Now I know that this will have to be litigated in a couple of states first, for example New York and California. But once in front of SCOTUS I can't see how they would not "Incorporate" the 2A with the states. In fact I have trouble believing that some of the State Supreme Courts or the Federal District Courts would not rule in favor of incorporation.

Just my thoughts, what are yours?

I am not now, nor have I ever been or ever will be an attorney.

George
 
George Co wrote:

Now here is my rather simple question, which probably has a more convoluted answer; Would not this "not be repugnant to" phrase require that indiviual rights protected under the US Constitution (and its amendments, the 14th having just been adopted) be incorporated into the state's protection as well?

Ah if life were so simple... Originally the rights protected in the BoR's were protected from federal infringment only.
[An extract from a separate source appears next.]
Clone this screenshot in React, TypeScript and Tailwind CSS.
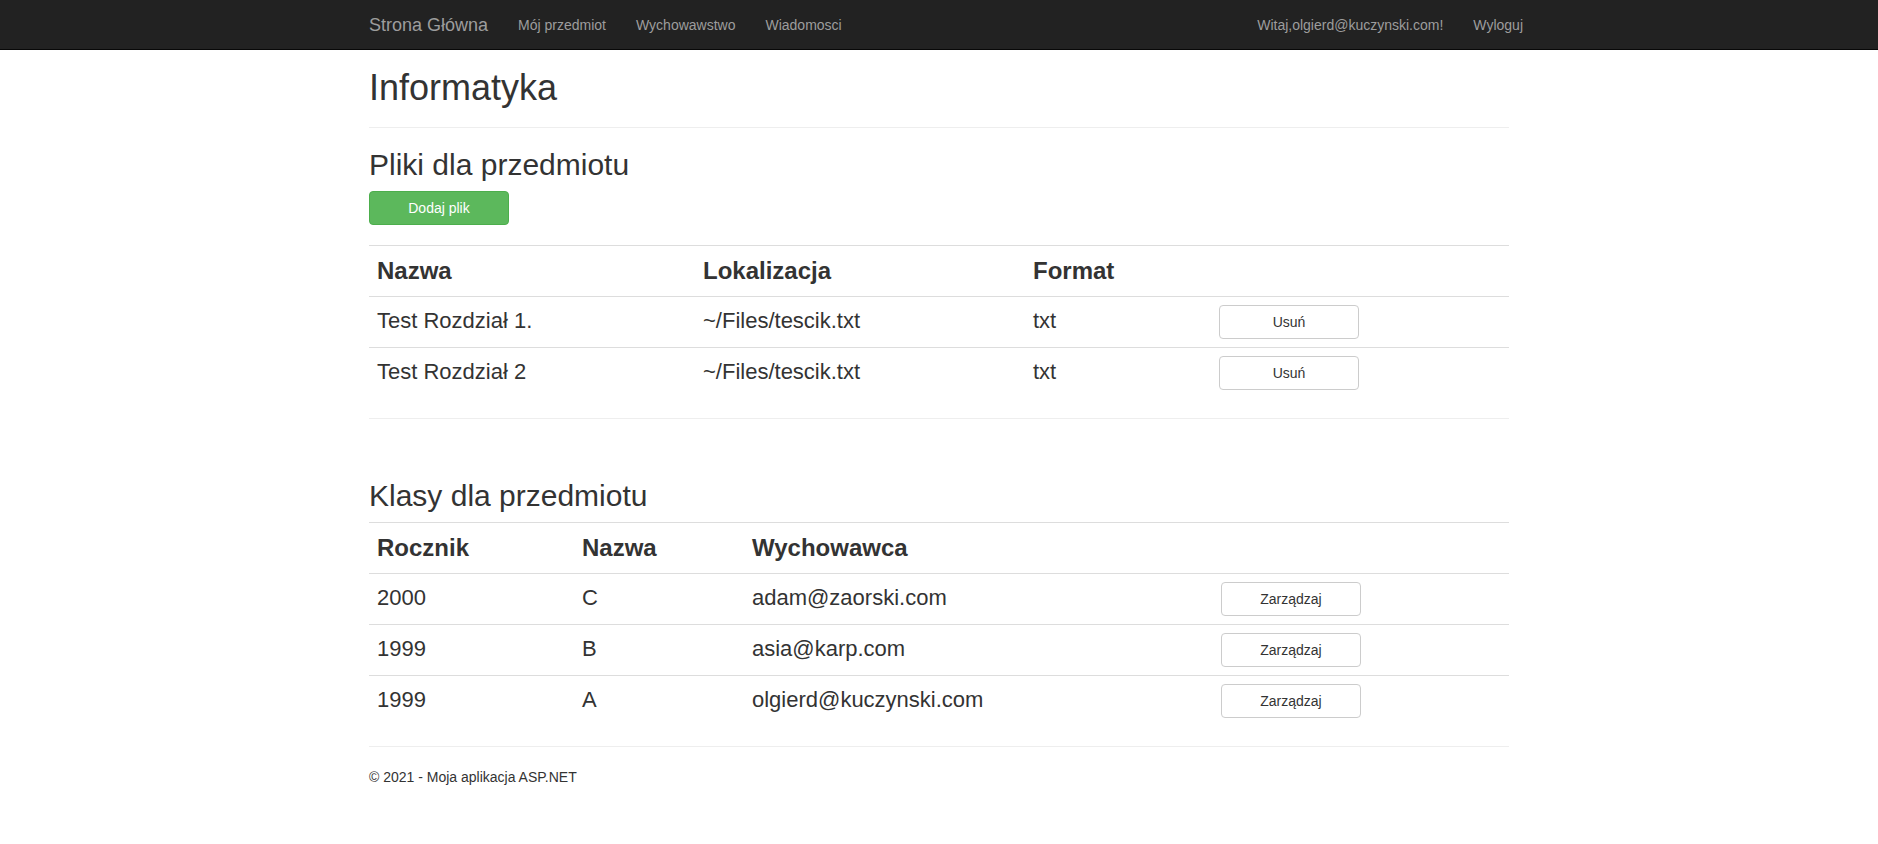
const files = [
  { name: "Test Rozdział 1.", path: "~/Files/tescik.txt", format: "txt" },
  { name: "Test Rozdział 2", path: "~/Files/tescik.txt", format: "txt" },
]

const classes = [
  { year: "2000", name: "C", teacher: "adam@zaorski.com" },
  { year: "1999", name: "B", teacher: "asia@karp.com" },
  { year: "1999", name: "A", teacher: "olgierd@kuczynski.com" },
]

const th = "border-t border-[#ddd] p-[8px] text-left align-top text-[24px] leading-[34px] font-bold"
const td = "border-t border-[#ddd] p-[8px] align-top text-[22px] leading-[31px]"
const btnDefault =
  "block h-[34px] w-[140px] rounded-[4px] border border-[#ccc] bg-white text-[14px] leading-[20px] text-[#333]"

export default function App() {
  return (
    <div className="min-h-screen bg-white font-['Liberation_Sans',Arial,sans-serif] text-[14px] leading-[20px] text-[#333]">
      <nav className="h-[50px] border-b border-[#080808] bg-[#222]">
        <div className="mx-auto flex w-[1170px] px-[15px]">
          <a href="#" className="-ml-[15px] p-[15px] text-[18px] leading-[20px] text-[#9d9d9d]">
            Strona Główna
          </a>
          <ul className="flex">
            {["Mój przedmiot", "Wychowawstwo", "Wiadomosci"].map((l) => (
              <li key={l}>
                <a href="#" className="block p-[15px] leading-[20px] text-[#9d9d9d]">
                  {l}
                </a>
              </li>
            ))}
          </ul>
          <ul className="-mr-[29px] ml-auto flex">
            <li>
              <a href="#" className="block p-[15px] leading-[20px] text-[#9d9d9d]">
                Witaj,olgierd@kuczynski.com!
              </a>
            </li>
            <li>
              <a href="#" className="block p-[15px] leading-[20px] text-[#9d9d9d]">
                Wyloguj
              </a>
            </li>
          </ul>
        </div>
      </nav>

      <div className="mx-auto w-[1170px] px-[15px]">
        <h1 className="mt-[18px] mb-[10px] text-[36px] leading-[39px] font-normal">Informatyka</h1>
        <hr className="my-[20px] border-[#eee]" />

        {/* files */}
        <h2 className="mt-[20px] mb-[10px] text-[30px] leading-[33px] font-normal">Pliki dla przedmiotu</h2>
        <button className="block h-[34px] w-[140px] rounded-[4px] border border-[#4cae4c] bg-[#5cb85c] text-[14px] leading-[20px] text-white">
          Dodaj plik
        </button>
        <table className="mt-[20px] w-full table-fixed border-collapse">
          <tbody>
            <tr>
              <th className={`${th} w-[326px]`}>Nazwa</th>
              <th className={`${th} w-[330px]`}>Lokalizacja</th>
              <th className={`${th} w-[186px]`}>Format</th>
              <th className={th}></th>
            </tr>
            {files.map((f) => (
              <tr key={f.name}>
                <td className={td}>{f.name}</td>
                <td className={td}>{f.path}</td>
                <td className={td}>{f.format}</td>
                <td className={td}>
                  <button className={btnDefault}>Usuń</button>
                </td>
              </tr>
            ))}
          </tbody>
        </table>
        <hr className="mt-[20px] border-[#eee]" />

        {/* classes */}
        <h2 className="mt-[60px] mb-[10px] text-[30px] leading-[33px] font-normal">Klasy dla przedmiotu</h2>
        <table className="w-full table-fixed border-collapse">
          <tbody>
            <tr>
              <th className={`${th} w-[205px]`}>Rocznik</th>
              <th className={`${th} w-[170px]`}>Nazwa</th>
              <th className={`${th} w-[469px]`}>Wychowawca</th>
              <th className={th}></th>
            </tr>
            {classes.map((c) => (
              <tr key={c.teacher}>
                <td className={td}>{c.year}</td>
                <td className={td}>{c.name}</td>
                <td className={td}>{c.teacher}</td>
                <td className={td}>
                  <button className={btnDefault}>Zarządzaj</button>
                </td>
              </tr>
            ))}
          </tbody>
        </table>
        <hr className="mt-[20px] mb-[20px] border-[#eee]" />

        <footer>
          <p className="mb-[10px]">&copy; 2021 - Moja aplikacja ASP.NET</p>
        </footer>
      </div>
    </div>
  )
}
Thus, a state constitution or law which provided for violations of the BoR's would not necessarily be repugnant to the US Constitution. What would be repugnant would be if those provisions invaded exclusive federal turf... such as making treaties with foriegn governments. An additional backup which would work to preserve certain fundamental rights is the federal guarantee to each state of a "republican form of governement". Thus if you could succesfully argue that the denial of one element of the BoR's would result in the failure of that institution to be a "republican form of governement", you might get there, otherwise you will not. Unfortunately, even the framers could not agree on what was meant by a "republican form of government, so I will not even attempt to enter the fray.
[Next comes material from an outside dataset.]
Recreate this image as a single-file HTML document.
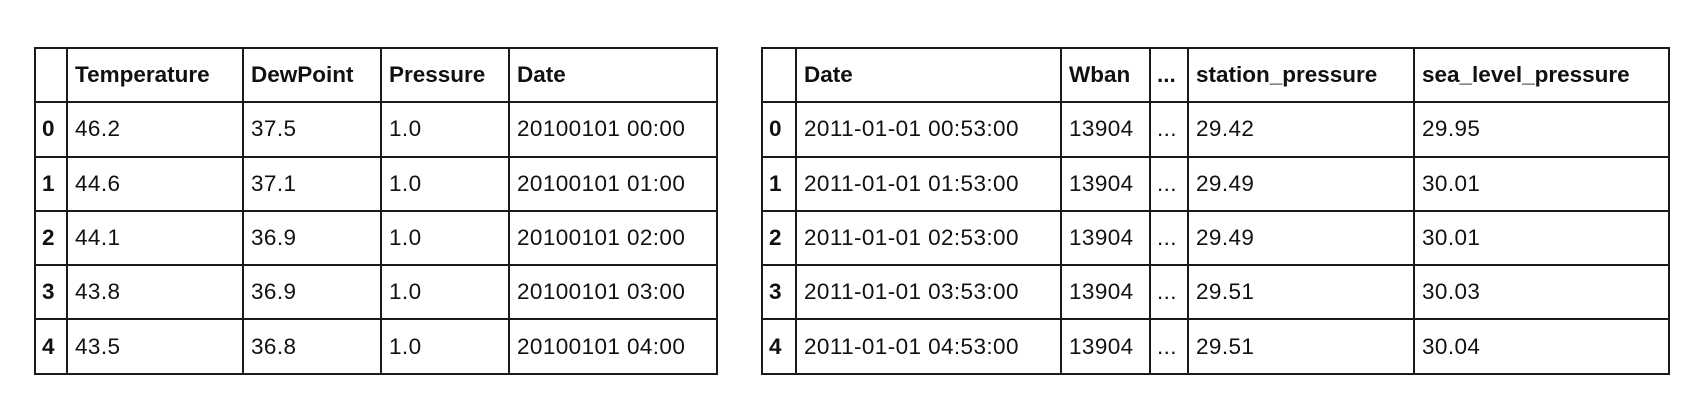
<!DOCTYPE html>
<html><head><meta charset="utf-8"><style>
html,body{margin:0;padding:0;background:#fff;width:1700px;height:404px;overflow:hidden}
table{position:absolute;border-collapse:collapse;table-layout:fixed;font-family:"Liberation Sans",Arial,sans-serif;font-size:22.5px;color:#111;letter-spacing:0.4px}
td,th{border:2px solid #1a1a1a;height:54.3px;padding:0 0 0 7px;text-align:left;white-space:nowrap;overflow:hidden;box-sizing:border-box}
th{font-weight:bold;font-size:22.5px;letter-spacing:0px}
td.i{font-weight:bold;padding-left:6px}
</style></head><body>
<table style="left:34px;top:47px;width:682px">
<colgroup><col style="width:32px"><col style="width:176px"><col style="width:138px"><col style="width:128px"><col style="width:208px"></colgroup>
<tr><th></th><th>Temperature</th><th>DewPoint</th><th>Pressure</th><th>Date</th></tr>
<tr><td class="i">0</td><td>46.2</td><td>37.5</td><td>1.0</td><td>20100101 00:00</td></tr>
<tr><td class="i">1</td><td>44.6</td><td>37.1</td><td>1.0</td><td>20100101 01:00</td></tr>
<tr><td class="i">2</td><td>44.1</td><td>36.9</td><td>1.0</td><td>20100101 02:00</td></tr>
<tr><td class="i">3</td><td>43.8</td><td>36.9</td><td>1.0</td><td>20100101 03:00</td></tr>
<tr><td class="i">4</td><td>43.5</td><td>36.8</td><td>1.0</td><td>20100101 04:00</td></tr>
</table>
<table style="left:761px;top:47px;width:907px">
<colgroup><col style="width:34px"><col style="width:265px"><col style="width:89px"><col style="width:38px"><col style="width:226px"><col style="width:255px"></colgroup>
<tr><th></th><th>Date</th><th>Wban</th><th style="padding-left:6px">...</th><th>station_pressure</th><th>sea_level_pressure</th></tr>
<tr><td class="i">0</td><td>2011-01-01 00:53:00</td><td>13904</td><td style="padding-left:6px">...</td><td>29.42</td><td>29.95</td></tr>
<tr><td class="i">1</td><td>2011-01-01 01:53:00</td><td>13904</td><td style="padding-left:6px">...</td><td>29.49</td><td>30.01</td></tr>
<tr><td class="i">2</td><td>2011-01-01 02:53:00</td><td>13904</td><td style="padding-left:6px">...</td><td>29.49</td><td>30.01</td></tr>
<tr><td class="i">3</td><td>2011-01-01 03:53:00</td><td>13904</td><td style="padding-left:6px">...</td><td>29.51</td><td>30.03</td></tr>
<tr><td class="i">4</td><td>2011-01-01 04:53:00</td><td>13904</td><td style="padding-left:6px">...</td><td>29.51</td><td>30.04</td></tr>
</table>
</body></html>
Essentially the analysis is this:

The BoRs firmly state that the feds can not do such and such, it is not repugnant to those words if a state does such and such....
 
legaleagle,

That's not the way I was taught in law. If that were the case then civil rights violations could only be brought upon against the fed's. Which as we all know is not the case. Many state officers and governments were taken to court between the 60's and recently over civil rights violations. It is my understanding that the states can give more rights to the people than the Constitution affords, however under no circumstances may the states reduce the rights given to citizens by the constitution. I think that if the SCOTUS decides the "individual" right in the 2a, then it will only be a matter of time before people are taking the state governments to court of that issue. And of course the states will then have to comply.
 
That's not the way I was taught in law. If that were the case then civil rights violations could only be brought upon against the fed's.

That is by virtue of selective incorporation using the 14th amend to incorporate some, but not all of the BoR's and make them effective as a restriction upon states.
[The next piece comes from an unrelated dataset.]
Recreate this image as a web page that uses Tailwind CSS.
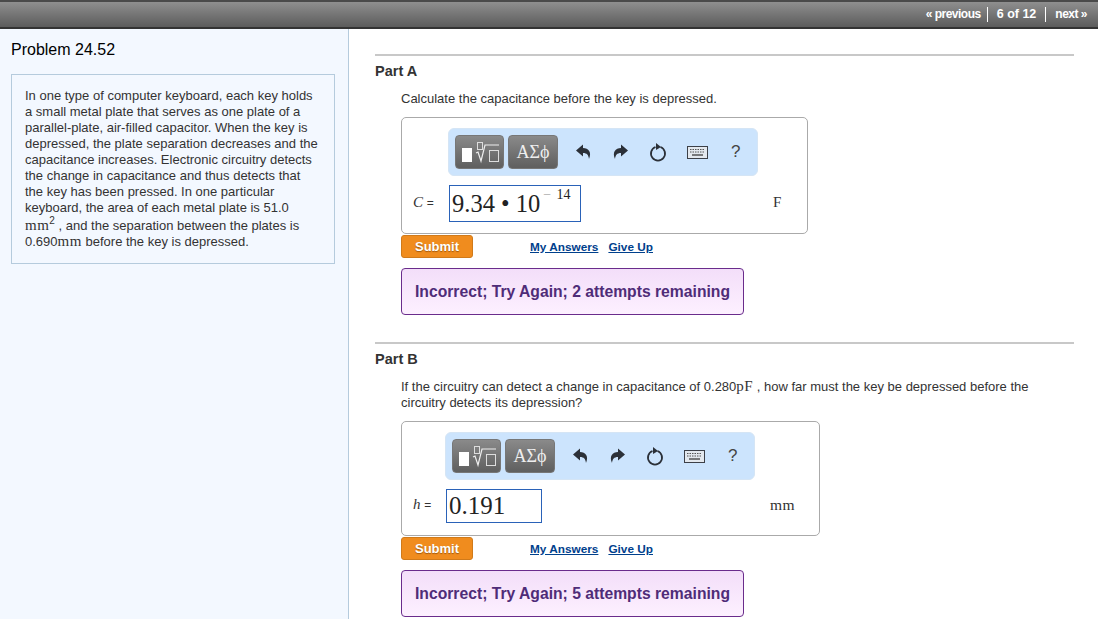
<!DOCTYPE html>
<html lang="en">
<head>
  <meta charset="UTF-8">
  <title>Problem 24.52</title>
  <script src="https://cdn.jsdelivr.net/npm/@tailwindcss/browser@4"></script>
</head>
<body class="bg-white font-['Liberation_Sans',Arial,sans-serif] text-[#333] h-[619px] w-[1098px] overflow-hidden">
  <!-- top bar -->
  <div class="h-[29px] flex items-center justify-end pr-[11px] text-[12px] font-bold text-white bg-gradient-to-b from-[#8f8f8f] to-[#5c5c5c] border-t-2 border-t-[#4a4a4a] border-b-2 border-b-[#333]">
    <span class="pr-[6px] border-r border-white leading-[15px] tracking-[-0.5px]">« previous</span>
    <span class="px-[9px] border-r border-white leading-[15px] text-[12.5px]">6 of 12</span>
    <span class="pl-[9px] leading-[15px] tracking-[-0.5px]">next »</span>
  </div>
  <div class="flex h-[590px]">
    <!-- left column -->
    <div class="w-[349px] shrink-0 bg-[#f3f8ff] border-r border-[#b5cbdd] pl-[11px] pr-[13px]">
      <h1 class="text-[16px] leading-[20px] mt-[11px] text-black">Problem 24.52</h1>
      <div class="mt-[14px] border border-[#b5cbdd] pl-[13px] pr-[12px] pt-[13px] pb-[14px] h-[190px] text-[13px] leading-[16px]">
        <p>In one type of computer keyboard, each key holds a small metal plate that serves as one plate of a parallel-plate, air-filled capacitor. When the key is depressed, the plate separation decreases and the capacitance increases. Electronic circuitry detects the change in capacitance and thus detects that the key has been pressed. In one particular keyboard, the area of each metal plate is 51.0 <span class="font-['Liberation_Serif',serif] text-[15px] tracking-[0.5px] inline-block mt-[1px]">mm<sup class="text-[10px] -top-[6px] font-['Liberation_Sans',sans-serif] tracking-normal">2</sup></span> , and the separation between the plates is 0.690<span class="font-['Liberation_Serif',serif] text-[15px] tracking-[0.5px] leading-[0]">mm</span> before the key is depressed.</p>
      </div>
    </div>
    <!-- right column -->
    <div class="w-[699px] ml-[26px] pt-[25px]">
      <!-- part A -->
      <div class="border-t-2 border-[#c8c8c8] pt-[6px]">
        <h2 class="text-[14.5px] leading-[18px] font-bold text-[#333]">Part A</h2>
        <div class="pl-[26px]">
          <p class="mt-[11px] text-[13px] leading-[16px]">Calculate the capacitance before the key is depressed.</p>
          <div class="mt-[10px] w-[407px] h-[117px] border border-[#aaa] rounded-[5px] relative">
            <div class="ml-[46px] mt-[10px] w-[310px] h-[48px] bg-[#cce4fd] rounded-[6px] border border-[#d5e5f5] flex items-center pl-[6px]">
              <div class="w-[49px] h-[34px] rounded-[4px] border border-[#777] bg-gradient-to-b from-[#8a8a8a] to-[#5f5f5f] flex items-center justify-center">
                <svg width="41" height="28" viewBox="0 0 41 28" fill="none">
                  <rect x="3" y="10" width="10" height="14" fill="#fff"/>
                  <rect x="18.5" y="4.5" width="5" height="7" stroke="#ddd"/>
                  <path d="M17 15l2 -1 3 9 4 -16h14" stroke="#eee" stroke-width="1.2"/>
                  <rect x="30.5" y="12.5" width="9" height="11" stroke="#ddd"/>
                </svg>
              </div>
              <div class="ml-[4px] w-[50px] h-[34px] rounded-[4px] border border-[#777] bg-gradient-to-b from-[#8a8a8a] to-[#5f5f5f] flex items-center justify-center text-[#eee] text-[18px] font-['Liberation_Serif',serif]">ΑΣϕ</div>
              <svg class="ml-[17px]" width="18" height="18" viewBox="0 0 18 18"><path d="M1 7.5 L8 1.5 V5 C13.5 5 17 9 14 16 C13.5 12 12 10 8 10 V13.5 Z" fill="#2b3038"/></svg>
              <svg class="ml-[18px]" width="18" height="18" viewBox="0 0 18 18"><path d="M17 7.5 L10 1.5 V5 C4.5 5 1 9 4 16 C4.5 12 6 10 10 10 V13.5 Z" fill="#2b3038"/></svg>
              <svg class="ml-[19px]" width="20" height="20" viewBox="0 0 20 20" fill="none"><path d="M7.5 5 A7 7 0 1 0 12.5 5" stroke="#2b3038" stroke-width="1.8"/><path d="M8 1 L13 5 L8 8 Z" fill="#2b3038"/></svg>
              <svg class="ml-[19px]" width="21" height="13" viewBox="0 0 21 13" fill="none"><rect x="0.5" y="0.5" width="20" height="12" fill="#e3e8ee" stroke="#3c4048"/><path d="M3 3.5h15M3 6h15" stroke="#555" stroke-dasharray="1.5 1"/><path d="M5 9h11" stroke="#555" stroke-width="1.5"/></svg>
              <span class="ml-[23px] text-[17px] leading-[20px] text-[#444]">?</span>
            </div>
            <div class="flex mt-[9px] items-center">
              <span class="ml-[11px] w-[36px] text-[15px] font-['Liberation_Serif',serif] text-[#333] -mt-[3px]"><i>C</i> <span class="font-['Liberation_Sans',sans-serif] text-[12px]">=</span></span>
              <div class="w-[132px] h-[37px] border border-[#2a62b8] flex items-start pl-[2px] font-['Liberation_Serif',serif] text-[#222]">
                <span class="text-[24.5px] leading-[35px]">9.34 • 10</span>
                <span class="text-[14px] leading-[16px] ml-[3px] mt-[1px]"><span class="text-[#aaa] mr-[2px]">−</span> 14</span>
              </div>
              <span class="ml-[192px] text-[15px] font-['Liberation_Serif',serif] -mt-[3px]">F</span>
            </div>
          </div>
        </div>
        <div class="pl-[26px] flex items-start mt-[1px]">
          <div class="w-[72px] h-[23px] bg-[#f08c1e] border border-[#d07a1a] rounded-[3px] text-center text-white text-[13px] font-bold leading-[21px] [text-shadow:0_1px_1px_#a05a10]">Submit</div>
          <a class="ml-[57px] mt-[5px] text-[11.8px] font-bold text-[#00408c] underline leading-[14px]">My Answers</a>
          <a class="ml-[10px] mt-[5px] text-[11.8px] font-bold text-[#00408c] underline leading-[14px]">Give Up</a>
        </div>
        <div class="ml-[26px] mt-[10px] w-[343px] h-[47px] rounded-[4px] border border-[#6a2c8c] bg-gradient-to-b from-[#f3def9] to-[#fdf0ff] flex items-center justify-center text-[15.7px] font-bold text-[#4f2c78]">Incorrect; Try Again; 2 attempts remaining</div>
      </div>
      <!-- part B -->
      <div class="mt-[27px] border-t-2 border-[#c8c8c8] pt-[6px]">
        <h2 class="text-[14.5px] leading-[18px] font-bold text-[#333]">Part B</h2>
        <div class="pl-[26px]">
          <p class="mt-[11px] text-[13px] leading-[16px] w-[640px]">If the circuitry can detect a change in capacitance of 0.280<span class="font-['Liberation_Serif',serif] text-[15px] tracking-[0.5px] leading-[0]">pF</span> , how far must the key be depressed before the circuitry detects its depression?</p>
          <div class="mt-[10px] w-[419px] h-[115px] border border-[#aaa] rounded-[5px] relative">
            <div class="ml-[43px] mt-[10px] w-[310px] h-[48px] bg-[#cce4fd] rounded-[6px] border border-[#d5e5f5] flex items-center pl-[6px]">
              <div class="w-[49px] h-[34px] rounded-[4px] border border-[#777] bg-gradient-to-b from-[#8a8a8a] to-[#5f5f5f] flex items-center justify-center">
                <svg width="41" height="28" viewBox="0 0 41 28" fill="none">
                  <rect x="3" y="10" width="10" height="14" fill="#fff"/>
                  <rect x="18.5" y="4.5" width="5" height="7" stroke="#ddd"/>
                  <path d="M17 15l2 -1 3 9 4 -16h14" stroke="#eee" stroke-width="1.2"/>
                  <rect x="30.5" y="12.5" width="9" height="11" stroke="#ddd"/>
                </svg>
              </div>
              <div class="ml-[4px] w-[50px] h-[34px] rounded-[4px] border border-[#777] bg-gradient-to-b from-[#8a8a8a] to-[#5f5f5f] flex items-center justify-center text-[#eee] text-[18px] font-['Liberation_Serif',serif]">ΑΣϕ</div>
              <svg class="ml-[17px]" width="18" height="18" viewBox="0 0 18 18"><path d="M1 7.5 L8 1.5 V5 C13.5 5 17 9 14 16 C13.5 12 12 10 8 10 V13.5 Z" fill="#2b3038"/></svg>
              <svg class="ml-[18px]" width="18" height="18" viewBox="0 0 18 18"><path d="M17 7.5 L10 1.5 V5 C4.5 5 1 9 4 16 C4.5 12 6 10 10 10 V13.5 Z" fill="#2b3038"/></svg>
              <svg class="ml-[19px]" width="20" height="20" viewBox="0 0 20 20" fill="none"><path d="M7.5 5 A7 7 0 1 0 12.5 5" stroke="#2b3038" stroke-width="1.8"/><path d="M8 1 L13 5 L8 8 Z" fill="#2b3038"/></svg>
              <svg class="ml-[19px]" width="21" height="13" viewBox="0 0 21 13" fill="none"><rect x="0.5" y="0.5" width="20" height="12" fill="#e3e8ee" stroke="#3c4048"/><path d="M3 3.5h15M3 6h15" stroke="#555" stroke-dasharray="1.5 1"/><path d="M5 9h11" stroke="#555" stroke-width="1.5"/></svg>
              <span class="ml-[23px] text-[17px] leading-[20px] text-[#444]">?</span>
            </div>
            <div class="flex mt-[9px] items-center">
              <span class="ml-[11px] w-[33px] text-[15px] font-['Liberation_Serif',serif] text-[#333] -mt-[3px]"><i>h</i> <span class="font-['Liberation_Sans',sans-serif] text-[12px]">=</span></span>
              <div class="w-[96px] h-[34px] border border-[#2a62b8] pl-[2px] font-['Liberation_Serif',serif] text-[#222] text-[25px] leading-[32px]">0.191</div>
              <span class="ml-[228px] text-[15.5px] tracking-[0.5px] font-['Liberation_Serif',serif] -mt-[3px]">mm</span>
            </div>
          </div>
        </div>
        <div class="pl-[26px] flex items-start mt-[1px]">
          <div class="w-[72px] h-[23px] bg-[#f08c1e] border border-[#d07a1a] rounded-[3px] text-center text-white text-[13px] font-bold leading-[21px] [text-shadow:0_1px_1px_#a05a10]">Submit</div>
          <a class="ml-[57px] mt-[5px] text-[11.8px] font-bold text-[#00408c] underline leading-[14px]">My Answers</a>
          <a class="ml-[10px] mt-[5px] text-[11.8px] font-bold text-[#00408c] underline leading-[14px]">Give Up</a>
        </div>
        <div class="ml-[26px] mt-[10px] w-[343px] h-[47px] rounded-[4px] border border-[#6a2c8c] bg-gradient-to-b from-[#f3def9] to-[#fdf0ff] flex items-center justify-center text-[15.7px] font-bold text-[#4f2c78]">Incorrect; Try Again; 5 attempts remaining</div>
      </div>
    </div>
  </div>
</body>
</html>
It is my understanding that the states can give more rights to the people than the Constitution affords, however under no circumstances may the states reduce the rights given to citizens by the constitution.

SCOTUS specifically has ruled that a state need not afford a jury trial to all suits at common law where the amount in controversy exceeds $20. Thus, Oregon (for example) provides for exclusive jurisdiction to the small claims department to all disputes involving $500 or less. There is no right to a jury trial and there is no right to an appeal from small claims.

I think that if the SCOTUS decides the "individual" right in the 2a, then it will only be a matter of time before people are taking the state governments to court of that issue.

The incorporation analysis is a little different. I can tell you that I am MUCH more confident of a SCOTUS ruling that the 2nd protects an individual right than I am that the states are bound to observe the 2nd. Scalia, for example seems to imply in his writings and speeches that he does not believe the 2nd should be a restriction upon state action.